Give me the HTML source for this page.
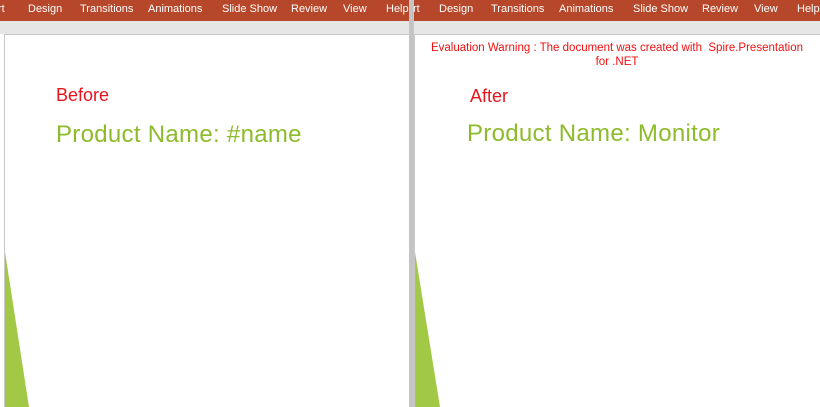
<!DOCTYPE html>
<html><head><style>
body{margin:0;width:820px;height:407px;position:relative;overflow:hidden;background:#fff;font-family:"Liberation Sans",sans-serif}
.bar{position:absolute;top:0;height:21px;background:#b7472a}
.m{position:absolute;top:3px;color:#fff;font-size:11px;white-space:nowrap}
.gray{position:absolute;top:21px;height:13px;background:#e6e6e6}
.slide{position:absolute;top:34px;bottom:0;background:#fff;border-left:1px solid #c8c8c8;border-top:1px solid #c8c8c8}
.t{position:absolute;white-space:nowrap}
</style></head><body>
<div class="bar" style="left:0;width:409px"></div>
<div class="bar" style="left:414px;width:406px"></div>
<div class="gray" style="left:0;width:409px"></div>
<div class="gray" style="left:414px;width:406px"></div>
<div style="position:absolute;left:409px;top:0;width:5px;height:407px;background:#c4c4c4"></div>
<div class="slide" style="left:4px;width:404px"></div>
<div class="slide" style="left:414px;width:406px"></div>
<div class="m" style="left:-2px">rt</div><div class="m" style="left:28px">Design</div><div class="m" style="left:80px">Transitions</div><div class="m" style="left:148px">Animations</div><div class="m" style="left:222px">Slide Show</div><div class="m" style="left:291px">Review</div><div class="m" style="left:343px">View</div><div class="m" style="left:386px">Help</div>
<div class="m" style="left:413px">rt</div><div class="m" style="left:439px">Design</div><div class="m" style="left:491px">Transitions</div><div class="m" style="left:559px">Animations</div><div class="m" style="left:633px">Slide Show</div><div class="m" style="left:702px">Review</div><div class="m" style="left:754px">View</div><div class="m" style="left:797px">Help</div>
<svg style="position:absolute;left:0;top:0" width="820" height="407">
<polygon points="5,252 5,407 29,407" fill="#a2c946"/>
<polygon points="415,252 415,407 440,407" fill="#a2c946"/>
</svg>
<div class="t" style="left:56px;top:85px;font-size:18px;color:#e8141c">Before</div>
<div class="t" style="left:56px;top:121px;font-size:24px;letter-spacing:0.3px;color:#8dbb2b">Product Name: #name</div>
<div class="t" style="left:414px;width:406px;top:41px;text-align:center;font-size:11.5px;line-height:14px;color:#f01010;white-space:normal">Evaluation Warning : The document was created with&nbsp; Spire.Presentation<br>for .NET</div>
<div class="t" style="left:470px;top:86px;font-size:18px;color:#e8141c">After</div>
<div class="t" style="left:467px;top:120px;font-size:24px;letter-spacing:0.3px;color:#8dbb2b">Product Name: Monitor</div>
</body></html>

Exercise details —
Restate the whole listing above exactly, please, omitting every image.

Answer for this exercise —
Give me the HTML source for this page.
<!DOCTYPE html>
<html><head><style>
body{margin:0;width:820px;height:407px;position:relative;overflow:hidden;background:#fff;font-family:"Liberation Sans",sans-serif}
.bar{position:absolute;top:0;height:21px;background:#b7472a}
.m{position:absolute;top:3px;color:#fff;font-size:11px;white-space:nowrap}
.gray{position:absolute;top:21px;height:13px;background:#e6e6e6}
.slide{position:absolute;top:34px;bottom:0;background:#fff;border-left:1px solid #c8c8c8;border-top:1px solid #c8c8c8}
.t{position:absolute;white-space:nowrap}
</style></head><body>
<div class="bar" style="left:0;width:409px"></div>
<div class="bar" style="left:414px;width:406px"></div>
<div class="gray" style="left:0;width:409px"></div>
<div class="gray" style="left:414px;width:406px"></div>
<div style="position:absolute;left:409px;top:0;width:5px;height:407px;background:#c4c4c4"></div>
<div class="slide" style="left:4px;width:404px"></div>
<div class="slide" style="left:414px;width:406px"></div>
<div class="m" style="left:-2px">rt</div><div class="m" style="left:28px">Design</div><div class="m" style="left:80px">Transitions</div><div class="m" style="left:148px">Animations</div><div class="m" style="left:222px">Slide Show</div><div class="m" style="left:291px">Review</div><div class="m" style="left:343px">View</div><div class="m" style="left:386px">Help</div>
<div class="m" style="left:413px">rt</div><div class="m" style="left:439px">Design</div><div class="m" style="left:491px">Transitions</div><div class="m" style="left:559px">Animations</div><div class="m" style="left:633px">Slide Show</div><div class="m" style="left:702px">Review</div><div class="m" style="left:754px">View</div><div class="m" style="left:797px">Help</div>
<svg style="position:absolute;left:0;top:0" width="820" height="407">
<polygon points="5,252 5,407 29,407" fill="#a2c946"/>
<polygon points="415,252 415,407 440,407" fill="#a2c946"/>
</svg>
<div class="t" style="left:56px;top:85px;font-size:18px;color:#e8141c">Before</div>
<div class="t" style="left:56px;top:121px;font-size:24px;letter-spacing:0.3px;color:#8dbb2b">Product Name: #name</div>
<div class="t" style="left:414px;width:406px;top:41px;text-align:center;font-size:11.5px;line-height:14px;color:#f01010;white-space:normal">Evaluation Warning : The document was created with&nbsp; Spire.Presentation<br>for .NET</div>
<div class="t" style="left:470px;top:86px;font-size:18px;color:#e8141c">After</div>
<div class="t" style="left:467px;top:120px;font-size:24px;letter-spacing:0.3px;color:#8dbb2b">Product Name: Monitor</div>
</body></html>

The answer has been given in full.